▶ [OBJECTIVE] Write the data out again exactly, with no pictures.
****
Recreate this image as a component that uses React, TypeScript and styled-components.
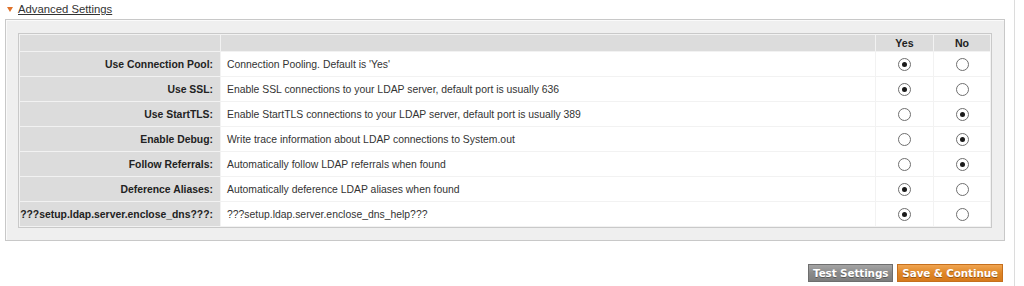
import React from "react";
import styled, { createGlobalStyle } from "styled-components";

const Global = createGlobalStyle`
  html, body { margin: 0; padding: 0; background: #fff; }
  body { font-family: "Liberation Sans", Arial, sans-serif; color: #333; }
`;

const Page = styled.div`
  width: 1015px;
  height: 286px;
  border-right: 1px solid #dcdcdc;
  box-sizing: border-box;
  display: flex;
  flex-direction: column;
`;

const Toggle = styled.div`
  display: flex;
  align-items: center;
  gap: 5px;
  height: 18px;
  padding-left: 7px;
`;

const Arrow = styled.span`
  width: 0;
  height: 0;
  border-left: 3.5px solid transparent;
  border-right: 3.5px solid transparent;
  border-top: 5px solid #e0722a;
  margin-top: 1px;
`;

const ToggleLink = styled.a`
  font-size: 11.3px;
  color: #333;
  text-decoration: underline;
  line-height: 14px;
`;

const Panel = styled.div`
  margin: 1px 0 0 5px;
  width: 1000px;
  box-sizing: border-box;
  background: #efefef;
  border: 1px solid #c8c8c8;
  box-shadow: inset 1px 1px 0 #fafafa;
  padding: 13px 12px 12px 12px;
`;

const Table = styled.table`
  width: 974px;
  border-collapse: separate;
  border-spacing: 1px;
  background: #f2f2f2;
  border: 1px solid #c9c9c9;
  box-sizing: border-box;
  font-size: 10.4px;
  table-layout: fixed;
`;

const HeadCell = styled.th<{ $w?: number }>`
  background: #dcdcdc;
  height: 16px;
  padding: 0;
  font-weight: bold;
  font-size: 10.6px;
  color: #222;
  text-align: center;
  width: ${(p) => (p.$w ? `${p.$w}px` : "auto")};
`;

const Label = styled.td`
  background: #dcdcdc;
  height: 24px;
  padding: 0 7px 0 0;
  text-align: right;
  font-weight: bold;
  color: #222;
  white-space: nowrap;
`;

const Desc = styled.td`
  background: #fff;
  height: 24px;
  padding: 0 0 0 6px;
  color: #333;
`;

const RadioCell = styled.td`
  background: #fff;
  height: 24px;
  padding: 0;
  text-align: center;
`;

const Radio = styled.span<{ $on?: boolean }>`
  display: inline-block;
  vertical-align: middle;
  width: 11px;
  height: 11px;
  border-radius: 50%;
  border: 1px solid #6f6f6f;
  background: #fff;
  position: relative;
  &::after {
    content: "";
    display: ${(p) => (p.$on ? "block" : "none")};
    position: absolute;
    left: 3px;
    top: 3px;
    width: 5px;
    height: 5px;
    border-radius: 50%;
    background: #1a1a1a;
  }
`;

const Footer = styled.div`
  display: flex;
  justify-content: flex-end;
  gap: 4px;
  padding: 23px 11px 0 0;
`;

const Button = styled.button<{ $primary?: boolean }>`
  font-family: "DejaVu Sans", Verdana, sans-serif;
  font-weight: bold;
  font-size: 10.4px;
  letter-spacing: -0.1px;
  color: #fff;
  height: 18px;
  line-height: 14px;
  padding: 0 4px;
  border: 1px solid ${(p) => (p.$primary ? "#c66f1c" : "#6e6e6e")};
  background: ${(p) =>
    p.$primary
      ? "linear-gradient(#f0a552, #df8626 50%, #d67a1c)"
      : "linear-gradient(#a5a5a5, #8a8a8a 50%, #7d7d7d)"};
  text-shadow: 0 1px 0 rgba(0, 0, 0, 0.35);
  cursor: pointer;
`;

const rows: { label: string; desc: string; yes: boolean }[] = [
  { label: "Use Connection Pool:", desc: "Connection Pooling. Default is 'Yes'", yes: true },
  { label: "Use SSL:", desc: "Enable SSL connections to your LDAP server, default port is usually 636", yes: true },
  { label: "Use StartTLS:", desc: "Enable StartTLS connections to your LDAP server, default port is usually 389", yes: false },
  { label: "Enable Debug:", desc: "Write trace information about LDAP connections to System.out", yes: false },
  { label: "Follow Referrals:", desc: "Automatically follow LDAP referrals when found", yes: false },
  { label: "Deference Aliases:", desc: "Automatically deference LDAP aliases when found", yes: true },
  { label: "???setup.ldap.server.enclose_dns???:", desc: "???setup.ldap.server.enclose_dns_help???", yes: true },
];

export default function App() {
  return (
    <>
      <Global />
      <Page>
        <Toggle>
          <Arrow />
          <ToggleLink>Advanced Settings</ToggleLink>
        </Toggle>
        <Panel>
          <Table>
            <thead>
              <tr>
                <HeadCell $w={200} />
                <HeadCell />
                <HeadCell $w={57}>Yes</HeadCell>
                <HeadCell $w={56}>No</HeadCell>
              </tr>
            </thead>
            <tbody>
              {rows.map((r) => (
                <tr key={r.label}>
                  <Label>{r.label}</Label>
                  <Desc>{r.desc}</Desc>
                  <RadioCell>
                    <Radio $on={r.yes} />
                  </RadioCell>
                  <RadioCell>
                    <Radio $on={!r.yes} />
                  </RadioCell>
                </tr>
              ))}
            </tbody>
          </Table>
        </Panel>
        <Footer>
          <Button>Test Settings</Button>
          <Button $primary>Save &amp; Continue</Button>
        </Footer>
      </Page>
    </>
  );
}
****
▶ [REPLY TO THE TASK]
Recreate this image as a component that uses React, TypeScript and styled-components.
import React from "react";
import styled, { createGlobalStyle } from "styled-components";

const Global = createGlobalStyle`
  html, body { margin: 0; padding: 0; background: #fff; }
  body { font-family: "Liberation Sans", Arial, sans-serif; color: #333; }
`;

const Page = styled.div`
  width: 1015px;
  height: 286px;
  border-right: 1px solid #dcdcdc;
  box-sizing: border-box;
  display: flex;
  flex-direction: column;
`;

const Toggle = styled.div`
  display: flex;
  align-items: center;
  gap: 5px;
  height: 18px;
  padding-left: 7px;
`;

const Arrow = styled.span`
  width: 0;
  height: 0;
  border-left: 3.5px solid transparent;
  border-right: 3.5px solid transparent;
  border-top: 5px solid #e0722a;
  margin-top: 1px;
`;

const ToggleLink = styled.a`
  font-size: 11.3px;
  color: #333;
  text-decoration: underline;
  line-height: 14px;
`;

const Panel = styled.div`
  margin: 1px 0 0 5px;
  width: 1000px;
  box-sizing: border-box;
  background: #efefef;
  border: 1px solid #c8c8c8;
  box-shadow: inset 1px 1px 0 #fafafa;
  padding: 13px 12px 12px 12px;
`;

const Table = styled.table`
  width: 974px;
  border-collapse: separate;
  border-spacing: 1px;
  background: #f2f2f2;
  border: 1px solid #c9c9c9;
  box-sizing: border-box;
  font-size: 10.4px;
  table-layout: fixed;
`;

const HeadCell = styled.th<{ $w?: number }>`
  background: #dcdcdc;
  height: 16px;
  padding: 0;
  font-weight: bold;
  font-size: 10.6px;
  color: #222;
  text-align: center;
  width: ${(p) => (p.$w ? `${p.$w}px` : "auto")};
`;

const Label = styled.td`
  background: #dcdcdc;
  height: 24px;
  padding: 0 7px 0 0;
  text-align: right;
  font-weight: bold;
  color: #222;
  white-space: nowrap;
`;

const Desc = styled.td`
  background: #fff;
  height: 24px;
  padding: 0 0 0 6px;
  color: #333;
`;

const RadioCell = styled.td`
  background: #fff;
  height: 24px;
  padding: 0;
  text-align: center;
`;

const Radio = styled.span<{ $on?: boolean }>`
  display: inline-block;
  vertical-align: middle;
  width: 11px;
  height: 11px;
  border-radius: 50%;
  border: 1px solid #6f6f6f;
  background: #fff;
  position: relative;
  &::after {
    content: "";
    display: ${(p) => (p.$on ? "block" : "none")};
    position: absolute;
    left: 3px;
    top: 3px;
    width: 5px;
    height: 5px;
    border-radius: 50%;
    background: #1a1a1a;
  }
`;

const Footer = styled.div`
  display: flex;
  justify-content: flex-end;
  gap: 4px;
  padding: 23px 11px 0 0;
`;

const Button = styled.button<{ $primary?: boolean }>`
  font-family: "DejaVu Sans", Verdana, sans-serif;
  font-weight: bold;
  font-size: 10.4px;
  letter-spacing: -0.1px;
  color: #fff;
  height: 18px;
  line-height: 14px;
  padding: 0 4px;
  border: 1px solid ${(p) => (p.$primary ? "#c66f1c" : "#6e6e6e")};
  background: ${(p) =>
    p.$primary
      ? "linear-gradient(#f0a552, #df8626 50%, #d67a1c)"
      : "linear-gradient(#a5a5a5, #8a8a8a 50%, #7d7d7d)"};
  text-shadow: 0 1px 0 rgba(0, 0, 0, 0.35);
  cursor: pointer;
`;

const rows: { label: string; desc: string; yes: boolean }[] = [
  { label: "Use Connection Pool:", desc: "Connection Pooling. Default is 'Yes'", yes: true },
  { label: "Use SSL:", desc: "Enable SSL connections to your LDAP server, default port is usually 636", yes: true },
  { label: "Use StartTLS:", desc: "Enable StartTLS connections to your LDAP server, default port is usually 389", yes: false },
  { label: "Enable Debug:", desc: "Write trace information about LDAP connections to System.out", yes: false },
  { label: "Follow Referrals:", desc: "Automatically follow LDAP referrals when found", yes: false },
  { label: "Deference Aliases:", desc: "Automatically deference LDAP aliases when found", yes: true },
  { label: "???setup.ldap.server.enclose_dns???:", desc: "???setup.ldap.server.enclose_dns_help???", yes: true },
];

export default function App() {
  return (
    <>
      <Global />
      <Page>
        <Toggle>
          <Arrow />
          <ToggleLink>Advanced Settings</ToggleLink>
        </Toggle>
        <Panel>
          <Table>
            <thead>
              <tr>
                <HeadCell $w={200} />
                <HeadCell />
                <HeadCell $w={57}>Yes</HeadCell>
                <HeadCell $w={56}>No</HeadCell>
              </tr>
            </thead>
            <tbody>
              {rows.map((r) => (
                <tr key={r.label}>
                  <Label>{r.label}</Label>
                  <Desc>{r.desc}</Desc>
                  <RadioCell>
                    <Radio $on={r.yes} />
                  </RadioCell>
                  <RadioCell>
                    <Radio $on={!r.yes} />
                  </RadioCell>
                </tr>
              ))}
            </tbody>
          </Table>
        </Panel>
        <Footer>
          <Button>Test Settings</Button>
          <Button $primary>Save &amp; Continue</Button>
        </Footer>
      </Page>
    </>
  );
}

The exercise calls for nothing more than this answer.